The synchronicity adds certainty to the payment and helps reduce speed. Plompen also highlighted increased transparency and reduction in the number of exception handling, helping to “improve scaling in the immediate cross-border space”.

There is always a commercial angle to solving the problems that the cross-border payments market faces, said Marc Bayle De Jesse, chief executive of CLS, the US financial institution, speaking alongside Waterhouse.

“In retail payments, there are a lot of commercial challenges,” he pointed out, noting these transcend the current actors, such as card payments and instant payments.

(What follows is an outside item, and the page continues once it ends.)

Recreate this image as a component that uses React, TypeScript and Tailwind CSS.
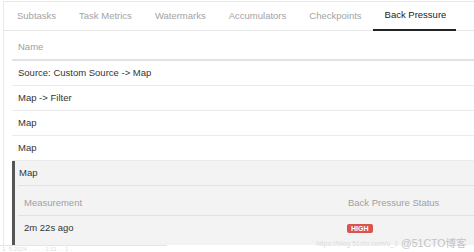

There is a demand from the market to be able to use instant payments beyond the domestic market for retail purposes, while there are also challenges in the wholesale market, such as liquidity.

“There are different challenges for different purposes,” he said. “However, in the world in which we are, there is a need for agility so people can settle safely and efficiently on a cross-border basis.”

There is clearly a commercial need for this, agreed Waterhouse. “Real-time systems have come into play and they’re really changing the dynamic in terms of how payments are made and the needs of the customer,” he said, adding that pay on demand has increasingly become a trend in his native U.S.

“Uber and Lyft, where people opt to get paid upon completing a shift, have now started to take hold in more traditional businesses such as fast food, Walmart and other sectors,” he noted.

As customers see this take hold domestically, it is unsurprising that they want to change how cross-border commerce happens, he said.

“This is a massive market and one where fintech has started to take aim”, pointing to the phenomenal success these disruptors have had with lower value cross-border payments. Traditional institutions are now looking at this issue as well with the goal to find a better solution.

Discussing the success and positive participation for the IXB proof of concept, Waterhouse explained that the initiative has had 11 banks contribute to the design, with seven banks — Bank of America, BBVA Group, Citi, HSBC, Intesa Sanpaolo Bank, J.P. Morgan and PNC Bank — participating in the proof of concept, successfully exchanging payment and confirmation of receipt messages.

“Our want for this was to do it in a way that is highly repeatable,” noted Waterhouse.

When the US is considered, Canada is also very important, as are Australia and the UK, he said. “Our goal would be now to finish the job, with RT1 and RTP and then move it to other corridors to provide value,” he said.

“The model and approach we see are replicable across different currency corridors using other instant payment systems in other currency areas and the opportunity to use high-value payment systems with liquidity efficiency for certain payments”, said Plompen.

For EBA Clearing, IXB demonstrates how the current ecosystem of cross-border payments may be enhanced and made suitable for new high-volume 24/7 business, said Plompen’s colleague, Erwin Kulk, head of service development and management, in a press statement issued earlier this week. “In combination with an international request to pay, its potential applications would be limitless.”

“Linking market infrastructures and financial institutions is a fundamental pillar of our strategy to enable instant and frictionless transactions around the world, and one of the key building blocks in the CPMI’s global roadmap on enhancing cross-border payments,” said David Watson, chief strategy officer at SWIFT, continuing that as a neutral party with worldwide reach, working with players from across the financial ecosystem, it is uniquely placed to support this partnership with EBA Clearing and The Clearing House, as well as other initiatives.